The New Republic has posted a symposium on the tenth anniversary of the Iraq War. It’s one-stop-shopping for a range of views decrying the war — some from initial supporters of the war, some from longtime opponents — and it’s too long and varied for a comprehensive blog-post response. There is, however, one statement I’d like to highlight. James Rubin writes this:
But generals and historians are not the only ones who learn lessons from the last war. Politicians do too. And in the political realm, one huge unintended consequence of the war is the damage done to America’s confidence, to its willingness to lead. In much the same way that the British people and their leaders turned isolationist after the horrors of World War I, for too many Americans the Iraq war has become a rationale to turn inward, a reason to leave Afghanistan to its fate, to let the Europeans handle Libya and Mali, and to watch Syria burn.

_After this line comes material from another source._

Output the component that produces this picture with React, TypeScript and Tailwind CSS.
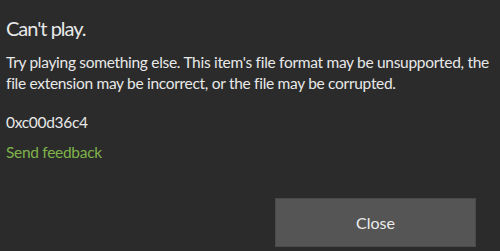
import React from 'react';

const App: React.FC = () => {
  return (
    <div
      className="w-[500px] h-[251px] bg-[#2b2b2b] text-[#e8e8e8] flex flex-col overflow-hidden"
      style={{ fontFamily: 'Lato, "Open Sans", sans-serif' }}
    >
      <div className="pl-[6px] pr-[2px] pt-[14px] flex-1">
        <h1 className="text-[20px] leading-[28px] tracking-[-1px]">Can't play.</h1>
        <p className="mt-[10px] text-[15.5px] leading-[21px] tracking-[-0.3px]">
          Try playing something else. This item's file format may be unsupported, the file extension may be incorrect, or
          the file may be corrupted.
        </p>
        <p className="mt-[18px] text-[15.5px] leading-[21px] tracking-[-0.3px]">0xc00d36c4</p>
        <button className="mt-[9px] text-[15.5px] leading-[21px] tracking-[-0.3px] text-[#7fb34a]">Send feedback</button>
      </div>
      <div className="flex justify-end pr-[24px] pb-[4px]">
        <button className="w-[201px] h-[49px] bg-[#555555] border border-[#4a4a4a] text-[16px] text-[#ececec]">
          Close
        </button>
      </div>
    </div>
  );
};

export default App;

When we look back in scorn at the appeasement policy of the late 1930s, we often forget how understandable it was. We can’t even comprehend the casualties sustained by France and Britain in World War I — more significant levels of casualties than the United States has suffered in any war in its entire history. Politicians were desperate to avoid more slaughter, but in their desperation opened the door to the worst massacres in human history.
Here we’ve fought two counterinsurgency campaigns with an all-volunteer military that is tiny relative to the size of our population or our mobilization levels in past wars. Moreover, we’ve enjoyed considerable (though hard-fought) military successes — routing two despotic regimes, defeating a follow-on insurgency in Iraq, killing the mastermind of 9/11, and successfully defending a new regime in Afghanistan — all while sustaining an eleven-year-old conflict without resort to the draft.
The people of the Middle East tend to respect strength and despise those who appear weak — viewing them not with pity but with contempt and loathing. It’s simply sad that our enemies can lose a war and yet feel victorious because those Americans who largely did not fight are “war-weary.”